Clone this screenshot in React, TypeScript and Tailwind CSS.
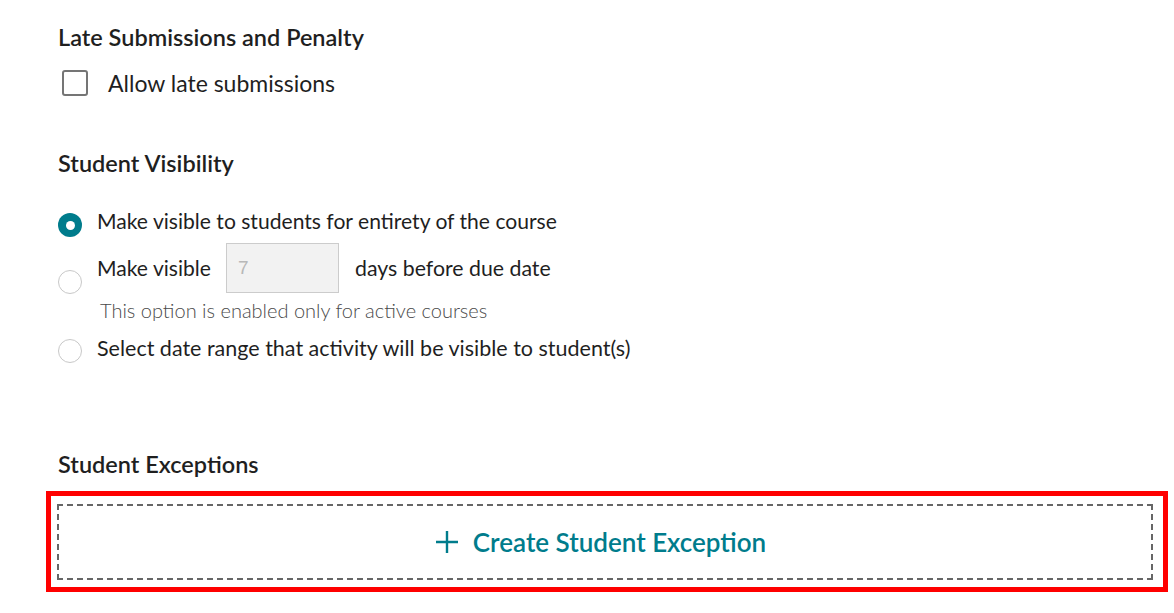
export default function App() {
  return (
    <div className="min-h-[613px] w-[1174px] bg-white font-['Lato',sans-serif] text-[#1f1f1f]">
      <div className="pl-[58px] pt-[24px]">
        <h2 className="text-[23.5px] font-semibold leading-[26px]">Late Submissions and Penalty</h2>
        <label className="mt-[20px] flex items-center gap-[20px] pl-[4px]">
          <span className="h-[26px] w-[26px] rounded-[3px] border-2 border-[#757575] bg-white" />
          <span className="text-[23px] leading-[26px]">Allow late submissions</span>
        </label>

        <h2 className="mt-[54px] text-[23.5px] font-semibold leading-[26px]">Student Visibility</h2>

        <div className="mt-[37px] flex flex-col">
          <label className="flex items-center gap-[15px]">
            <span className="flex h-[24px] w-[24px] items-center justify-center rounded-full bg-[#007c8c]">
              <span className="h-[9px] w-[9px] rounded-full bg-white" />
            </span>
            <span className="-mt-[8px] text-[21.1px] leading-[26px]">Make visible to students for entirety of the course</span>
          </label>

          <div className="mt-[6px] flex gap-[15px]">
            <span className="mt-[27px] h-[24px] w-[24px] shrink-0 rounded-full border border-[#c8c8c8] bg-white" />
            <div className="flex flex-col">
              <div className="flex items-center">
                <span className="text-[21.1px] leading-[26px]">Make visible</span>
                <span className="ml-[15px] flex h-[50px] w-[113px] items-center border border-[#cccccc] bg-[#f2f2f2] pl-[11px] font-['Liberation_Sans',sans-serif] text-[19px] text-[#b8b8b8]">
                  7
                </span>
                <span className="ml-[16px] text-[21.3px] leading-[26px]">days before due date</span>
              </div>
              <span className="mt-[5px] pl-[3px] text-[20px] font-light leading-[24px] text-[#4a4a4a]">
                This option is enabled only for active courses
              </span>
            </div>
          </div>

          <label className="mt-[17px] flex items-center gap-[15px]">
            <span className="h-[24px] w-[24px] rounded-full border border-[#c8c8c8] bg-white" />
            <span className="-mt-[6px] text-[21.5px] leading-[26px]">Select date range that activity will be visible to student(s)</span>
          </label>
        </div>

        <h2 className="mt-[88px] text-[23.5px] font-semibold leading-[26px]">Student Exceptions</h2>
      </div>

      <div className="ml-[46px] mt-[14px] w-[1122px] border-[5px] border-[#ff0000] pb-[7px] pl-[6px] pr-[10px] pt-[8px]">
        <button className="flex h-[76px] w-full items-center justify-center gap-[15px] border-2 border-dashed border-[#666666] bg-white pr-[8px] text-[#007c8c]">
          <svg width="22" height="22" viewBox="0 0 22 22" fill="none" stroke="currentColor" strokeWidth="2.4">
            <path d="M11 0v22M0 11h22" />
          </svg>
          <span className="text-[26px] font-semibold leading-[30px]">Create Student Exception</span>
        </button>
      </div>
    </div>
  );
}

* * * *

_Exercise aim_:
Exclude the images and reproduce the remaining data exactly.

_Result of this task_:
Clone this screenshot in React, TypeScript and Tailwind CSS.
export default function App() {
  return (
    <div className="min-h-[613px] w-[1174px] bg-white font-['Lato',sans-serif] text-[#1f1f1f]">
      <div className="pl-[58px] pt-[24px]">
        <h2 className="text-[23.5px] font-semibold leading-[26px]">Late Submissions and Penalty</h2>
        <label className="mt-[20px] flex items-center gap-[20px] pl-[4px]">
          <span className="h-[26px] w-[26px] rounded-[3px] border-2 border-[#757575] bg-white" />
          <span className="text-[23px] leading-[26px]">Allow late submissions</span>
        </label>

        <h2 className="mt-[54px] text-[23.5px] font-semibold leading-[26px]">Student Visibility</h2>

        <div className="mt-[37px] flex flex-col">
          <label className="flex items-center gap-[15px]">
            <span className="flex h-[24px] w-[24px] items-center justify-center rounded-full bg-[#007c8c]">
              <span className="h-[9px] w-[9px] rounded-full bg-white" />
            </span>
            <span className="-mt-[8px] text-[21.1px] leading-[26px]">Make visible to students for entirety of the course</span>
          </label>

          <div className="mt-[6px] flex gap-[15px]">
            <span className="mt-[27px] h-[24px] w-[24px] shrink-0 rounded-full border border-[#c8c8c8] bg-white" />
            <div className="flex flex-col">
              <div className="flex items-center">
                <span className="text-[21.1px] leading-[26px]">Make visible</span>
                <span className="ml-[15px] flex h-[50px] w-[113px] items-center border border-[#cccccc] bg-[#f2f2f2] pl-[11px] font-['Liberation_Sans',sans-serif] text-[19px] text-[#b8b8b8]">
                  7
                </span>
                <span className="ml-[16px] text-[21.3px] leading-[26px]">days before due date</span>
              </div>
              <span className="mt-[5px] pl-[3px] text-[20px] font-light leading-[24px] text-[#4a4a4a]">
                This option is enabled only for active courses
              </span>
            </div>
          </div>

          <label className="mt-[17px] flex items-center gap-[15px]">
            <span className="h-[24px] w-[24px] rounded-full border border-[#c8c8c8] bg-white" />
            <span className="-mt-[6px] text-[21.5px] leading-[26px]">Select date range that activity will be visible to student(s)</span>
          </label>
        </div>

        <h2 className="mt-[88px] text-[23.5px] font-semibold leading-[26px]">Student Exceptions</h2>
      </div>

      <div className="ml-[46px] mt-[14px] w-[1122px] border-[5px] border-[#ff0000] pb-[7px] pl-[6px] pr-[10px] pt-[8px]">
        <button className="flex h-[76px] w-full items-center justify-center gap-[15px] border-2 border-dashed border-[#666666] bg-white pr-[8px] text-[#007c8c]">
          <svg width="22" height="22" viewBox="0 0 22 22" fill="none" stroke="currentColor" strokeWidth="2.4">
            <path d="M11 0v22M0 11h22" />
          </svg>
          <span className="text-[26px] font-semibold leading-[30px]">Create Student Exception</span>
        </button>
      </div>
    </div>
  );
}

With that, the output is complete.